_Prompt_
Transcribe the whole listing without a single picture.

_Dataset content_
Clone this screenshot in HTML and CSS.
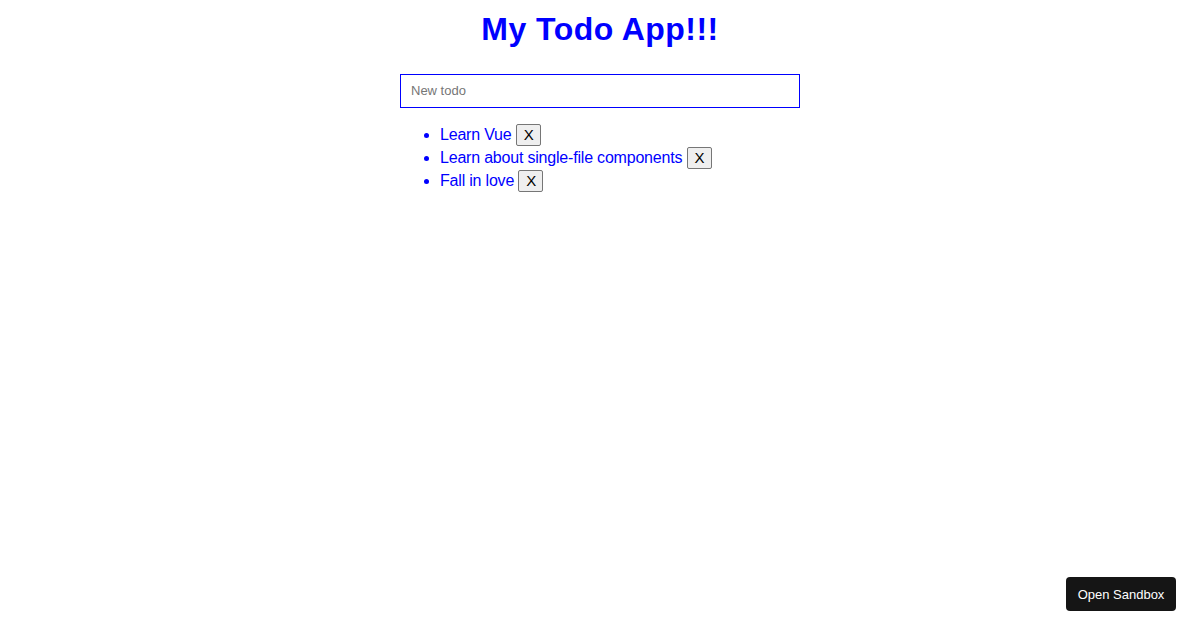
FILE: index.html
```html
<!DOCTYPE html>
<html lang="en">
<head>
<meta charset="utf-8">
<title>My Todo App</title>
<link rel="stylesheet" href="styles.css">
</head>
<body>
<div class="app">
  <h1 class="title">My Todo App!!!</h1>
  <input class="new-todo" type="text" placeholder="New todo">
  <ul class="todo-list">
    <li class="todo-item">Learn Vue <button class="remove">X</button></li>
    <li class="todo-item">Learn about single-file components <button class="remove">X</button></li>
    <li class="todo-item">Fall in love <button class="remove">X</button></li>
  </ul>
</div>
<a class="open-sandbox" href="#">Open Sandbox</a>
</body>
</html>
```

FILE: styles.css
```css
html, body {
  margin: 0;
  padding: 0;
  background: #ffffff;
}

body {
  font-family: "Liberation Sans", Arial, sans-serif;
  font-size: 16px;
  color: #0000ff;
}

.app {
  width: 400px;
  margin: 0 auto;
  padding-top: 11px;
}

.title {
  margin: 0 0 26px;
  font-size: 32px;
  font-weight: bold;
  letter-spacing: 0.45px;
  text-align: center;
  white-space: nowrap;
  color: #0000ff;
}

.new-todo {
  display: block;
  box-sizing: border-box;
  width: 400px;
  height: 34px;
  margin: 0;
  padding: 0 10px 1px;
  border: 1px solid #0000ff;
  border-radius: 0;
  font-family: "Liberation Sans", Arial, sans-serif;
  font-size: 13px;
  color: #000;
  outline: none;
}

.new-todo::placeholder {
  color: #767676;
}

.todo-list {
  margin: 15px 0 0;
  padding-left: 40px;
}

.todo-item {
  line-height: 23px;
  letter-spacing: -0.2px;
}

.remove {
  font-family: "Liberation Sans", Arial, sans-serif;
  font-size: 15px;
  letter-spacing: 0;
  color: #000;
  background: #efefef;
  border: 1px solid #767676;
  border-radius: 2px;
  padding: 1px 6px 1px 7px;
  height: 22px;
  line-height: 18px;
  vertical-align: baseline;
}

.open-sandbox {
  position: fixed;
  right: 24px;
  bottom: 19px;
  width: 110px;
  height: 34px;
  box-sizing: border-box;
  display: flex;
  align-items: center;
  justify-content: center;
  background: #151515;
  color: #ffffff;
  border-radius: 4px;
  font-family: "Liberation Sans", Arial, sans-serif;
  font-size: 13px;
  text-decoration: none;
}
```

_Result_
Clone this screenshot in HTML and CSS.
FILE: index.html
```html
<!DOCTYPE html>
<html lang="en">
<head>
<meta charset="utf-8">
<title>My Todo App</title>
<link rel="stylesheet" href="styles.css">
</head>
<body>
<div class="app">
  <h1 class="title">My Todo App!!!</h1>
  <input class="new-todo" type="text" placeholder="New todo">
  <ul class="todo-list">
    <li class="todo-item">Learn Vue <button class="remove">X</button></li>
    <li class="todo-item">Learn about single-file components <button class="remove">X</button></li>
    <li class="todo-item">Fall in love <button class="remove">X</button></li>
  </ul>
</div>
<a class="open-sandbox" href="#">Open Sandbox</a>
</body>
</html>
```

FILE: styles.css
```css
html, body {
  margin: 0;
  padding: 0;
  background: #ffffff;
}

body {
  font-family: "Liberation Sans", Arial, sans-serif;
  font-size: 16px;
  color: #0000ff;
}

.app {
  width: 400px;
  margin: 0 auto;
  padding-top: 11px;
}

.title {
  margin: 0 0 26px;
  font-size: 32px;
  font-weight: bold;
  letter-spacing: 0.45px;
  text-align: center;
  white-space: nowrap;
  color: #0000ff;
}

.new-todo {
  display: block;
  box-sizing: border-box;
  width: 400px;
  height: 34px;
  margin: 0;
  padding: 0 10px 1px;
  border: 1px solid #0000ff;
  border-radius: 0;
  font-family: "Liberation Sans", Arial, sans-serif;
  font-size: 13px;
  color: #000;
  outline: none;
}

.new-todo::placeholder {
  color: #767676;
}

.todo-list {
  margin: 15px 0 0;
  padding-left: 40px;
}

.todo-item {
  line-height: 23px;
  letter-spacing: -0.2px;
}

.remove {
  font-family: "Liberation Sans", Arial, sans-serif;
  font-size: 15px;
  letter-spacing: 0;
  color: #000;
  background: #efefef;
  border: 1px solid #767676;
  border-radius: 2px;
  padding: 1px 6px 1px 7px;
  height: 22px;
  line-height: 18px;
  vertical-align: baseline;
}

.open-sandbox {
  position: fixed;
  right: 24px;
  bottom: 19px;
  width: 110px;
  height: 34px;
  box-sizing: border-box;
  display: flex;
  align-items: center;
  justify-content: center;
  background: #151515;
  color: #ffffff;
  border-radius: 4px;
  font-family: "Liberation Sans", Arial, sans-serif;
  font-size: 13px;
  text-decoration: none;
}
```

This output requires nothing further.